The ban affects 40 and 60-watt incandescent bulbs. This restriction follows last year’s phaseout of 75 and 100-watt bulbs.
Home Depot worker Roger Gabel said consumers who don’t like “blue-looking” compact fluorescent lamp (CFL) bulbs have become angry over the ban.
"A lot of people don’t like the color. They don’t like the light it gives off. They don’t like the shape,” Gabel said. “People like the familiar shape of the light bulb. They've known it for years. They are comfortable with it."
Compared to standard incandescent lamps giving the same amount of visible light, CFLs use one-fifth to one-third the electric power, and last eight to fifteen times longer, experts say.
But there's good news if you're not fans of these power-saving bulbs.
Stores are rapidly switching to light-emitting diode (LED) bulbs. LED lamps have a lifespan and electrical efficiency several times greater than incandescent lamps.
They look like old-fashioned incandescent bulbs, but will save energy and last for years. They also give off a warm light -- not the cold, blue light emitted from a CFL.

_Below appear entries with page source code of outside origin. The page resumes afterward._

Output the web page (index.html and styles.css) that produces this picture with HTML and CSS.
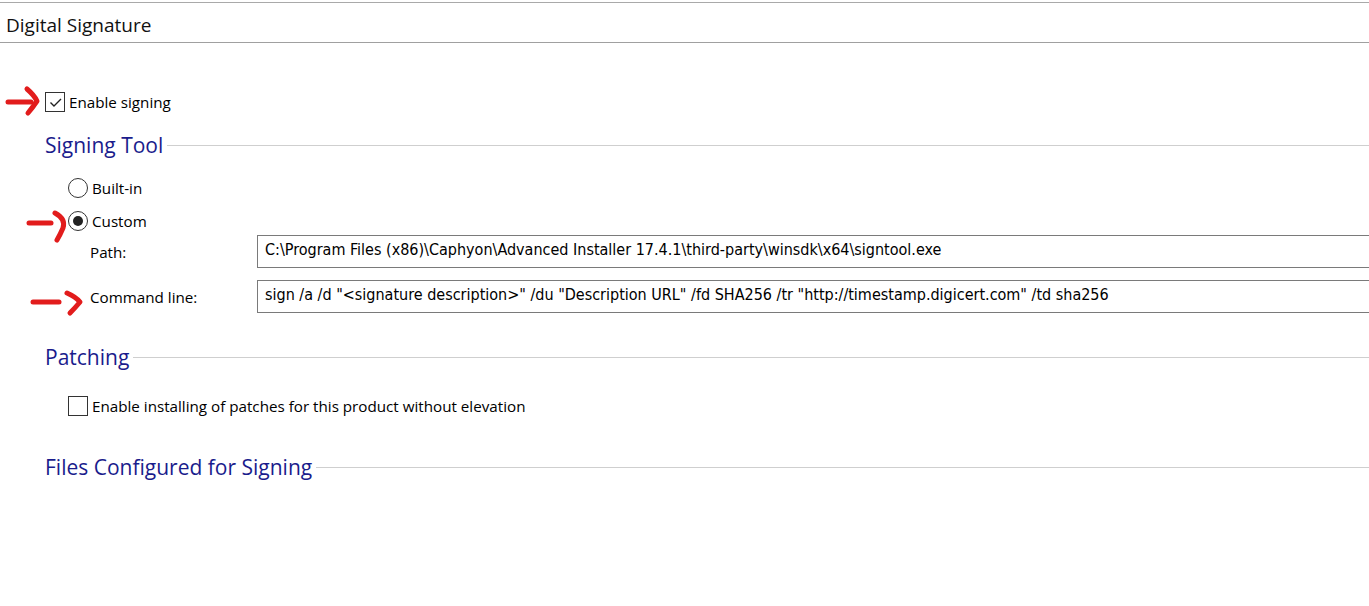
FILE: index.html
```html
<!DOCTYPE html>
<html lang="en">
<head>
    <meta charset="UTF-8">
    <title>Digital Signature</title>
    <link rel="stylesheet" href="styles.css">
</head>
<body>
    <div class="page-title">Digital Signature</div>

    <div class="content">
        <label class="check-row top-check">
            <span class="check-box checked">
                <svg width="17" height="17" viewBox="0 0 17 17"><path d="M3.5 8.5 L7 12 L14 5" fill="none" stroke="#222" stroke-width="1.4"/></svg>
            </span>
            <span>Enable signing</span>
        </label>

        <div class="group-title signing-title"><span>Signing Tool</span><div class="rule"></div></div>

        <label class="check-row radio-row builtin">
            <span class="radio"></span>
            <span>Built-in</span>
        </label>
        <label class="check-row radio-row custom">
            <span class="radio selected"></span>
            <span>Custom</span>
        </label>

        <div class="field-row path-row">
            <div class="field-label">Path:</div>
            <div class="field-input">C:\Program Files (x86)\Caphyon\Advanced Installer 17.4.1\third-party\winsdk\x64\signtool.exe</div>
        </div>
        <div class="field-row cmd-row">
            <div class="field-label">Command line:</div>
            <div class="field-input">sign /a /d "&lt;signature description&gt;" /du "Description URL" /fd SHA256 /tr "http://timestamp.digicert.com" /td sha256</div>
        </div>

        <div class="group-title patching-title"><span>Patching</span><div class="rule"></div></div>

        <label class="check-row patch-check">
            <span class="check-box"></span>
            <span>Enable installing of patches for this product without elevation</span>
        </label>

        <div class="group-title files-title"><span>Files Configured for Signing</span><div class="rule"></div></div>
    </div>

    <!-- hand drawn markers -->
    <svg class="markers" width="120" height="330" viewBox="0 0 120 330">
        <g fill="none" stroke="#e21c1c" stroke-width="5" stroke-linecap="round" stroke-linejoin="round">
            <path d="M8 102 L31 102"/>
            <path d="M27 89 Q34 95 37 101 Q33 107 28 113"/>
            <path d="M29 223 L51 223"/>
            <path d="M55 213 Q66 219 63 228 Q60 235 57 240"/>
            <path d="M33 302 L59 302"/>
            <path d="M67 293 Q76 297 80 302 Q75 308 70 313"/>
        </g>
    </svg>
</body>
</html>
```

FILE: styles.css
```css
* {
    margin: 0;
    padding: 0;
    box-sizing: border-box;
}

body {
    font-family: 'Open Sans', 'Noto Sans', sans-serif;
    background: #fff;
    color: #000;
    width: 1369px;
    height: 606px;
    overflow: hidden;
    position: relative;
}

.page-title {
    margin-top: 2px;
    height: 41px;
    border-top: 1px solid #a9a9a9;
    border-bottom: 1px solid #a0a0a0;
    padding-left: 6px;
    font-size: 19px;
    line-height: 44px;
    color: #111;
}

.content {
    display: flex;
    flex-direction: column;
    padding-left: 45px;
}

.check-row {
    display: flex;
    align-items: center;
    gap: 4px;
    height: 20px;
    font-size: 15.2px;
}

.check-box {
    width: 20px;
    height: 20px;
    border: 1px solid #333;
    display: flex;
    align-items: center;
    justify-content: center;
    background: #fff;
}

.radio {
    width: 20px;
    height: 20px;
    border: 1px solid #333;
    border-radius: 50%;
    display: flex;
    align-items: center;
    justify-content: center;
}

.radio.selected::after {
    content: "";
    width: 10px;
    height: 10px;
    border-radius: 50%;
    background: #222;
}

.top-check { margin-top: 49px; }

.group-title {
    display: flex;
    align-items: center;
    height: 24px;
    font-size: 21px;
    color: #1a1c8c;
}

.group-title .rule {
    flex: 1;
    height: 1px;
    background: #cfcfcf;
    margin-left: 4px;
}

.signing-title { margin-top: 21px; }

.radio-row { margin-left: 23px; }
.builtin { margin-top: 21px; }
.custom { margin-top: 13px; }

.field-row {
    display: flex;
    align-items: center;
    height: 33px;
}

.field-label {
    flex-shrink: 0;
    width: 212px;
    padding-left: 45px;
    font-size: 15.2px;
}

.field-input {
    flex-shrink: 0;
    width: 1140px;
    height: 33px;
    border: 1px solid #7a7a7a;
    font-family: 'DejaVu Sans Condensed', 'DejaVu Sans', sans-serif;
    font-size: 16px;
    line-height: 28px;
    padding-left: 7px;
    white-space: nowrap;
}

.path-row { margin-top: 4px; }
.cmd-row { margin-top: 12px; }

.patching-title { margin-top: 32px; }

.patch-check { margin-top: 27px; margin-left: 23px; }

.files-title { margin-top: 39px; }

.markers {
    position: absolute;
    left: 0;
    top: 0;
    pointer-events: none;
}
```
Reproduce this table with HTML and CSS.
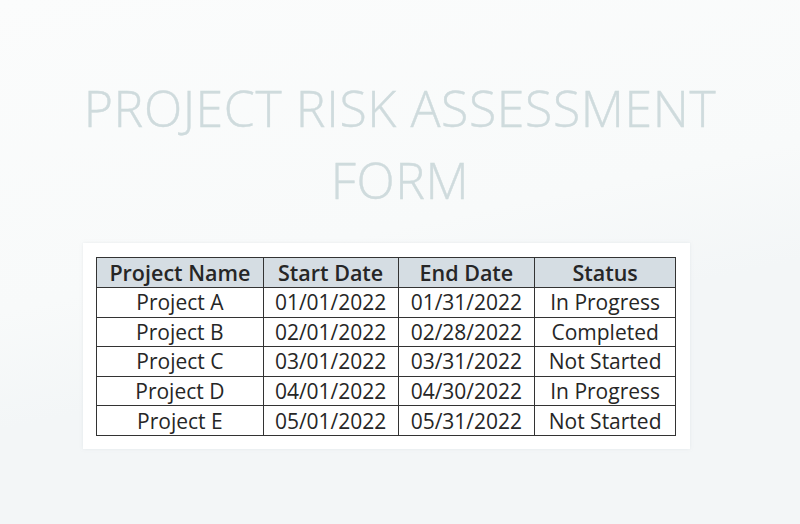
FILE: index.html
```html
<!DOCTYPE html>
<html lang="en">
<head>
<meta charset="utf-8">
<title>Project Risk Assessment Form</title>
<link rel="stylesheet" href="styles.css">
</head>
<body>
<main class="page">
  <h1 class="title">PROJECT RISK ASSESSMENT<br>FORM</h1>
  <section class="card">
    <table class="grid">
      <thead>
        <tr><th>Project Name</th><th>Start Date</th><th>End Date</th><th>Status</th></tr>
      </thead>
      <tbody>
        <tr><td>Project A</td><td>01/01/2022</td><td>01/31/2022</td><td>In Progress</td></tr>
        <tr><td>Project B</td><td>02/01/2022</td><td>02/28/2022</td><td>Completed</td></tr>
        <tr><td>Project C</td><td>03/01/2022</td><td>03/31/2022</td><td>Not Started</td></tr>
        <tr><td>Project D</td><td>04/01/2022</td><td>04/30/2022</td><td>In Progress</td></tr>
        <tr><td>Project E</td><td>05/01/2022</td><td>05/31/2022</td><td>Not Started</td></tr>
      </tbody>
    </table>
  </section>
</main>
</body>
</html>
```
FILE: styles.css
```css
html, body {
  margin: 0;
  padding: 0;
}
body {
  width: 800px;
  height: 524px;
  overflow: hidden;
  background: linear-gradient(168deg, #fbfcfc 0%, #f8fafa 45%, #f3f6f7 62%, #f3f6f7 100%);
  font-family: "Open Sans", "Noto Sans", sans-serif;
}
.page {
  display: flex;
  flex-direction: column;
  padding-top: 72px;
}
.title {
  margin: 0;
  font-family: "Open Sans", sans-serif;
  font-weight: 300;
  font-size: 50px;
  line-height: 72px;
  color: #cfdbdd;
  text-align: center;
  letter-spacing: 0.6px;
  -webkit-text-stroke: 0.4px #cfdbdd;
}
.card {
  margin: 27px 0 0 83px;
  width: 580px;
  padding: 14px 14px 13px 13px;
  background: #ffffff;
  box-shadow: 0 0 3px rgba(200, 210, 215, 0.35);
}
.grid {
  border-collapse: collapse;
  table-layout: fixed;
  color: #262626;
}
.grid th, .grid td {
  border: 1px solid #333;
  text-align: center;
  padding: 0;
  white-space: nowrap;
}
.grid th {
  background: #d5dde3;
  font-weight: 600;
  font-size: 21.5px;
  height: 29px;
}
.grid td {
  font-size: 21px;
  height: 28.6px;
}
.grid th:nth-child(1) { width: 166px; }
.grid th:nth-child(2) { width: 134px; }
.grid th:nth-child(3) { width: 136px; }
.grid th:nth-child(4) { width: 140px; }
```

"It’s built to look like a regular bulb,” Gabel said. “It's a shape people are comfortable with. Everybody likes this bulb. It’s what people grew up with."
Until this year, LED bulbs cost about $20 each. But a new LED bulb from a company called Cree currently sells at Home Depot for $9 -- and prices are expected to fall even more in the months ahead.
Gabel said shoppers who absolutely love the old incandescent bulbs should buy as many as they can now before they are gone.
"75 (watts) are going. 60s and 40s still exist but are on their way out as well," Gabel said.
Not all incandescent bulbs are disappearing, however. Skinny candelabra bulbs, some three-way bulbs and specialty appliance bulbs will continue to be manufactured.
But if you just like those basic 40-watt bulbs, grab them before they’re gone so you don’t waste your money.